- **REQUEST**:
Print the listing in its entirety and exactly, leaving out images.

- **INFORMATION PROVIDED**:
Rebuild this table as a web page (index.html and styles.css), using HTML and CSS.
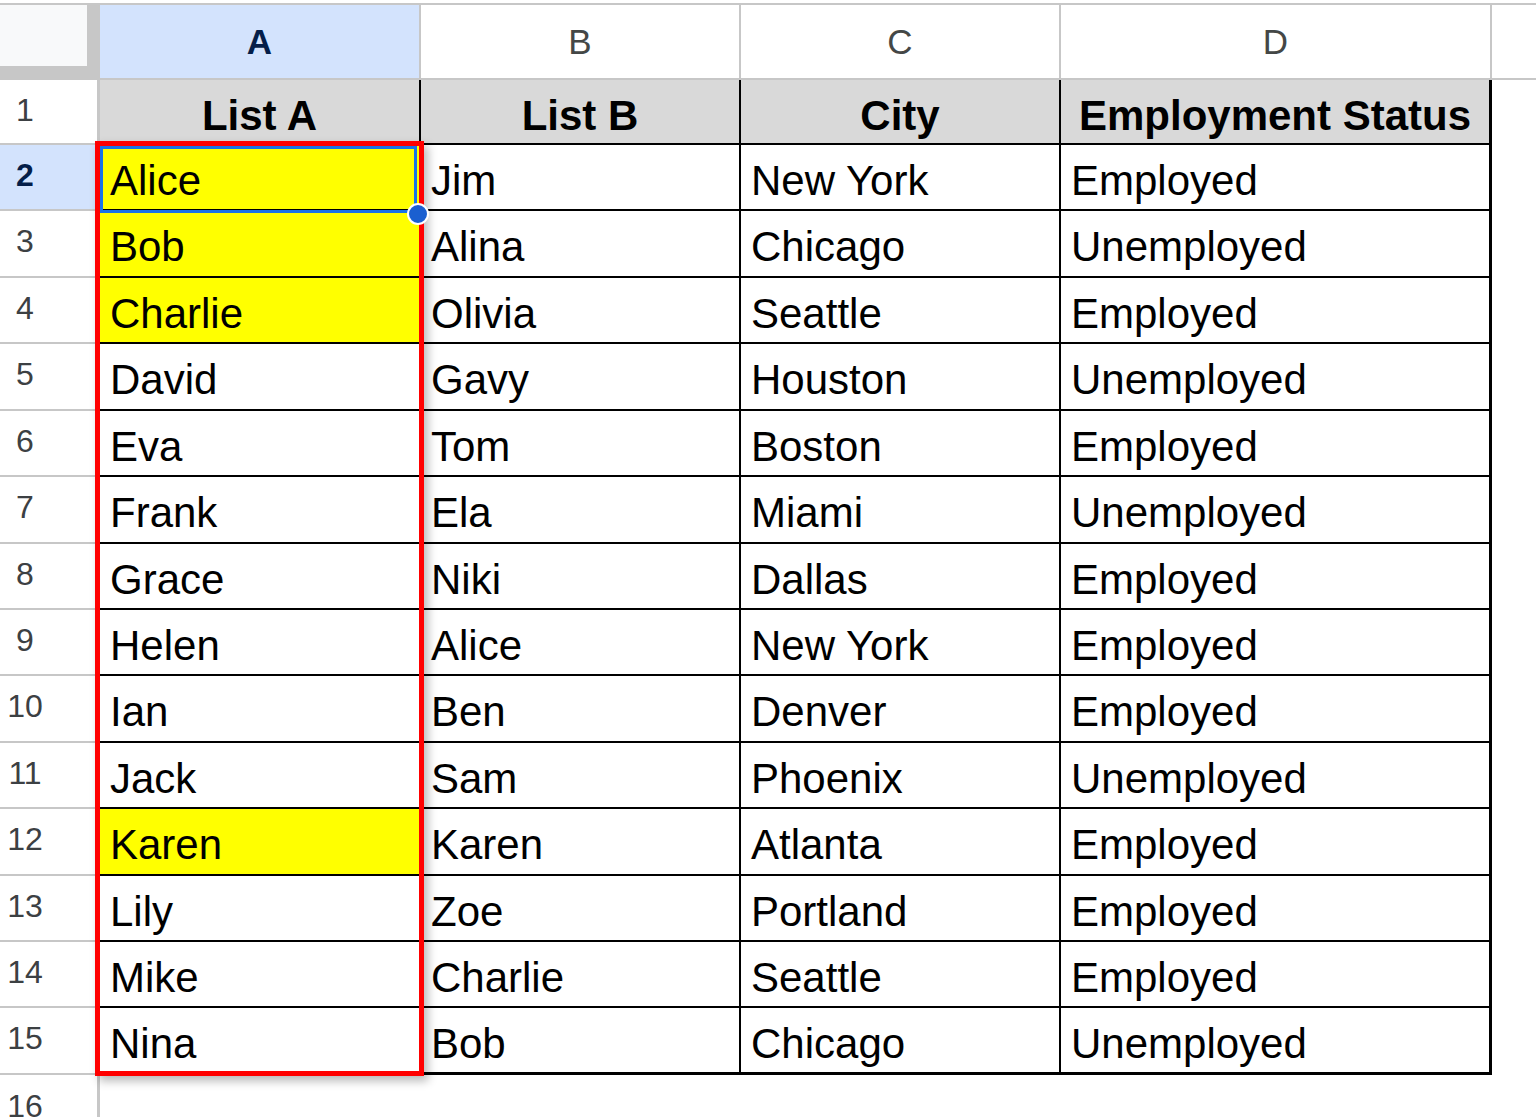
FILE: index.html
```html
<!DOCTYPE html>
<html>
<head>
<meta charset="utf-8">
<link rel="stylesheet" href="styles.css">
</head>
<body>
<div class="sheet">
  <div class="corner"><div class="corner-box"></div></div>
  <div class="ch sel">A</div>
  <div class="ch">B</div>
  <div class="ch">C</div>
  <div class="ch">D</div>
  <div class="ch e"></div>

  <div class="rh">1</div>
  <div class="c h">List A</div>
  <div class="c h">List B</div>
  <div class="c h">City</div>
  <div class="c h d">Employment Status</div>
  <div class="e"></div>

  <div class="rh sel">2</div>
  <div class="c y">Alice</div>
  <div class="c">Jim</div>
  <div class="c">New York</div>
  <div class="c d">Employed</div>
  <div class="e"></div>

  <div class="rh">3</div>
  <div class="c y">Bob</div>
  <div class="c">Alina</div>
  <div class="c">Chicago</div>
  <div class="c d">Unemployed</div>
  <div class="e"></div>

  <div class="rh">4</div>
  <div class="c y">Charlie</div>
  <div class="c">Olivia</div>
  <div class="c">Seattle</div>
  <div class="c d">Employed</div>
  <div class="e"></div>

  <div class="rh">5</div>
  <div class="c">David</div>
  <div class="c">Gavy</div>
  <div class="c">Houston</div>
  <div class="c d">Unemployed</div>
  <div class="e"></div>

  <div class="rh">6</div>
  <div class="c">Eva</div>
  <div class="c">Tom</div>
  <div class="c">Boston</div>
  <div class="c d">Employed</div>
  <div class="e"></div>

  <div class="rh">7</div>
  <div class="c">Frank</div>
  <div class="c">Ela</div>
  <div class="c">Miami</div>
  <div class="c d">Unemployed</div>
  <div class="e"></div>

  <div class="rh">8</div>
  <div class="c">Grace</div>
  <div class="c">Niki</div>
  <div class="c">Dallas</div>
  <div class="c d">Employed</div>
  <div class="e"></div>

  <div class="rh">9</div>
  <div class="c">Helen</div>
  <div class="c">Alice</div>
  <div class="c">New York</div>
  <div class="c d">Employed</div>
  <div class="e"></div>

  <div class="rh">10</div>
  <div class="c">Ian</div>
  <div class="c">Ben</div>
  <div class="c">Denver</div>
  <div class="c d">Employed</div>
  <div class="e"></div>

  <div class="rh">11</div>
  <div class="c">Jack</div>
  <div class="c">Sam</div>
  <div class="c">Phoenix</div>
  <div class="c d">Unemployed</div>
  <div class="e"></div>

  <div class="rh">12</div>
  <div class="c y">Karen</div>
  <div class="c">Karen</div>
  <div class="c">Atlanta</div>
  <div class="c d">Employed</div>
  <div class="e"></div>

  <div class="rh">13</div>
  <div class="c">Lily</div>
  <div class="c">Zoe</div>
  <div class="c">Portland</div>
  <div class="c d">Employed</div>
  <div class="e"></div>

  <div class="rh">14</div>
  <div class="c">Mike</div>
  <div class="c">Charlie</div>
  <div class="c">Seattle</div>
  <div class="c d">Employed</div>
  <div class="e"></div>

  <div class="rh">15</div>
  <div class="c last">Nina</div>
  <div class="c last">Bob</div>
  <div class="c last">Chicago</div>
  <div class="c d last">Unemployed</div>
  <div class="e"></div>

  <div class="rh end">16</div>
  <div class="e"></div>
  <div class="e"></div>
  <div class="e"></div>
  <div class="e"></div>
  <div class="e"></div>
</div>

<div class="range-box"></div>
<div class="active-cell"></div>
<div class="fill-handle"></div>
</body>
</html>
```

FILE: styles.css
```css
html, body {
  margin: 0;
  padding: 0;
  background: #ffffff;
}

body {
  position: relative;
  width: 1536px;
  height: 1117px;
  overflow: hidden;
  font-family: "Liberation Sans", Arial, sans-serif;
  padding-top: 3px;
  box-sizing: border-box;
}

.sheet {
  display: grid;
  grid-template-columns: 100px 321px 320px 320px 431px 1fr;
  grid-template-rows: 77px 65px repeat(14, 66.43px) 1fr;
  height: 1114px;
}

.sheet > div {
  box-sizing: border-box;
  min-width: 0;
  overflow: hidden;
  white-space: nowrap;
}

.corner {
  background: #c7c7c7;
  border-top: 2px solid #c7c7c7;
}

.corner-box {
  width: 87px;
  height: 61px;
  background: #f8f9fa;
}

.ch {
  display: flex;
  align-items: center;
  justify-content: center;
  border-top: 2px solid #c7c7c7;
  border-bottom: 2px solid #c7c7c7;
  border-right: 2px solid #c7c7c7;
  background: #ffffff;
  color: #444746;
  font-size: 35px;
  line-height: 35px;
}

.ch.sel {
  background: #d3e3fd;
  color: #041e49;
  font-weight: bold;
}

.ch.e {
  border-right: none;
}

.rh {
  display: flex;
  align-items: flex-start;
  justify-content: center;
  width: 100px;
  padding-right: 47px;
  padding-top: 14px;
  border-right: 3px solid #c7c7c7;
  border-bottom: 2px solid #c7c7c7;
  background: #ffffff;
  color: #3c4043;
  font-size: 32px;
  line-height: 32px;
}

.rh.sel {
  background: #d3e3fd;
  color: #041e49;
  font-weight: bold;
}

.rh.end {
  border-bottom: none;
  padding-top: 15px;
}

.c {
  border-right: 2px solid #000000;
  border-bottom: 2px solid #000000;
  padding: 15px 0 0 10px;
  font-size: 42px;
  line-height: 42px;
  color: #000000;
  background: #ffffff;
}

.c.h {
  background: #d9d9d9;
  font-weight: bold;
  text-align: center;
  padding-left: 0;
}

.c.d {
  border-right-width: 3px;
}

.c.last {
  border-bottom-width: 3px;
}

.c.y {
  background: #ffff00;
}

.e {
  background: #ffffff;
}

.range-box {
  position: absolute;
  left: 95px;
  top: 141px;
  width: 329px;
  height: 935px;
  box-sizing: border-box;
  border: 5px solid #ff0000;
  box-shadow: 4px 5px 9px rgba(0, 0, 0, 0.28);
}

.active-cell {
  position: absolute;
  left: 100px;
  top: 146px;
  width: 317px;
  height: 67px;
  box-sizing: border-box;
  border: 3px solid #1a73e8;
}

.fill-handle {
  position: absolute;
  left: 407px;
  top: 203px;
  width: 22px;
  height: 22px;
  box-sizing: border-box;
  border-radius: 50%;
  background: #1a5fd0;
  border: 2px solid #ffffff;
}
```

- **RESULT OF THE TASK**:
Rebuild this table as a web page (index.html and styles.css), using HTML and CSS.
FILE: index.html
```html
<!DOCTYPE html>
<html>
<head>
<meta charset="utf-8">
<link rel="stylesheet" href="styles.css">
</head>
<body>
<div class="sheet">
  <div class="corner"><div class="corner-box"></div></div>
  <div class="ch sel">A</div>
  <div class="ch">B</div>
  <div class="ch">C</div>
  <div class="ch">D</div>
  <div class="ch e"></div>

  <div class="rh">1</div>
  <div class="c h">List A</div>
  <div class="c h">List B</div>
  <div class="c h">City</div>
  <div class="c h d">Employment Status</div>
  <div class="e"></div>

  <div class="rh sel">2</div>
  <div class="c y">Alice</div>
  <div class="c">Jim</div>
  <div class="c">New York</div>
  <div class="c d">Employed</div>
  <div class="e"></div>

  <div class="rh">3</div>
  <div class="c y">Bob</div>
  <div class="c">Alina</div>
  <div class="c">Chicago</div>
  <div class="c d">Unemployed</div>
  <div class="e"></div>

  <div class="rh">4</div>
  <div class="c y">Charlie</div>
  <div class="c">Olivia</div>
  <div class="c">Seattle</div>
  <div class="c d">Employed</div>
  <div class="e"></div>

  <div class="rh">5</div>
  <div class="c">David</div>
  <div class="c">Gavy</div>
  <div class="c">Houston</div>
  <div class="c d">Unemployed</div>
  <div class="e"></div>

  <div class="rh">6</div>
  <div class="c">Eva</div>
  <div class="c">Tom</div>
  <div class="c">Boston</div>
  <div class="c d">Employed</div>
  <div class="e"></div>

  <div class="rh">7</div>
  <div class="c">Frank</div>
  <div class="c">Ela</div>
  <div class="c">Miami</div>
  <div class="c d">Unemployed</div>
  <div class="e"></div>

  <div class="rh">8</div>
  <div class="c">Grace</div>
  <div class="c">Niki</div>
  <div class="c">Dallas</div>
  <div class="c d">Employed</div>
  <div class="e"></div>

  <div class="rh">9</div>
  <div class="c">Helen</div>
  <div class="c">Alice</div>
  <div class="c">New York</div>
  <div class="c d">Employed</div>
  <div class="e"></div>

  <div class="rh">10</div>
  <div class="c">Ian</div>
  <div class="c">Ben</div>
  <div class="c">Denver</div>
  <div class="c d">Employed</div>
  <div class="e"></div>

  <div class="rh">11</div>
  <div class="c">Jack</div>
  <div class="c">Sam</div>
  <div class="c">Phoenix</div>
  <div class="c d">Unemployed</div>
  <div class="e"></div>

  <div class="rh">12</div>
  <div class="c y">Karen</div>
  <div class="c">Karen</div>
  <div class="c">Atlanta</div>
  <div class="c d">Employed</div>
  <div class="e"></div>

  <div class="rh">13</div>
  <div class="c">Lily</div>
  <div class="c">Zoe</div>
  <div class="c">Portland</div>
  <div class="c d">Employed</div>
  <div class="e"></div>

  <div class="rh">14</div>
  <div class="c">Mike</div>
  <div class="c">Charlie</div>
  <div class="c">Seattle</div>
  <div class="c d">Employed</div>
  <div class="e"></div>

  <div class="rh">15</div>
  <div class="c last">Nina</div>
  <div class="c last">Bob</div>
  <div class="c last">Chicago</div>
  <div class="c d last">Unemployed</div>
  <div class="e"></div>

  <div class="rh end">16</div>
  <div class="e"></div>
  <div class="e"></div>
  <div class="e"></div>
  <div class="e"></div>
  <div class="e"></div>
</div>

<div class="range-box"></div>
<div class="active-cell"></div>
<div class="fill-handle"></div>
</body>
</html>
```

FILE: styles.css
```css
html, body {
  margin: 0;
  padding: 0;
  background: #ffffff;
}

body {
  position: relative;
  width: 1536px;
  height: 1117px;
  overflow: hidden;
  font-family: "Liberation Sans", Arial, sans-serif;
  padding-top: 3px;
  box-sizing: border-box;
}

.sheet {
  display: grid;
  grid-template-columns: 100px 321px 320px 320px 431px 1fr;
  grid-template-rows: 77px 65px repeat(14, 66.43px) 1fr;
  height: 1114px;
}

.sheet > div {
  box-sizing: border-box;
  min-width: 0;
  overflow: hidden;
  white-space: nowrap;
}

.corner {
  background: #c7c7c7;
  border-top: 2px solid #c7c7c7;
}

.corner-box {
  width: 87px;
  height: 61px;
  background: #f8f9fa;
}

.ch {
  display: flex;
  align-items: center;
  justify-content: center;
  border-top: 2px solid #c7c7c7;
  border-bottom: 2px solid #c7c7c7;
  border-right: 2px solid #c7c7c7;
  background: #ffffff;
  color: #444746;
  font-size: 35px;
  line-height: 35px;
}

.ch.sel {
  background: #d3e3fd;
  color: #041e49;
  font-weight: bold;
}

.ch.e {
  border-right: none;
}

.rh {
  display: flex;
  align-items: flex-start;
  justify-content: center;
  width: 100px;
  padding-right: 47px;
  padding-top: 14px;
  border-right: 3px solid #c7c7c7;
  border-bottom: 2px solid #c7c7c7;
  background: #ffffff;
  color: #3c4043;
  font-size: 32px;
  line-height: 32px;
}

.rh.sel {
  background: #d3e3fd;
  color: #041e49;
  font-weight: bold;
}

.rh.end {
  border-bottom: none;
  padding-top: 15px;
}

.c {
  border-right: 2px solid #000000;
  border-bottom: 2px solid #000000;
  padding: 15px 0 0 10px;
  font-size: 42px;
  line-height: 42px;
  color: #000000;
  background: #ffffff;
}

.c.h {
  background: #d9d9d9;
  font-weight: bold;
  text-align: center;
  padding-left: 0;
}

.c.d {
  border-right-width: 3px;
}

.c.last {
  border-bottom-width: 3px;
}

.c.y {
  background: #ffff00;
}

.e {
  background: #ffffff;
}

.range-box {
  position: absolute;
  left: 95px;
  top: 141px;
  width: 329px;
  height: 935px;
  box-sizing: border-box;
  border: 5px solid #ff0000;
  box-shadow: 4px 5px 9px rgba(0, 0, 0, 0.28);
}

.active-cell {
  position: absolute;
  left: 100px;
  top: 146px;
  width: 317px;
  height: 67px;
  box-sizing: border-box;
  border: 3px solid #1a73e8;
}

.fill-handle {
  position: absolute;
  left: 407px;
  top: 203px;
  width: 22px;
  height: 22px;
  box-sizing: border-box;
  border-radius: 50%;
  background: #1a5fd0;
  border: 2px solid #ffffff;
}
```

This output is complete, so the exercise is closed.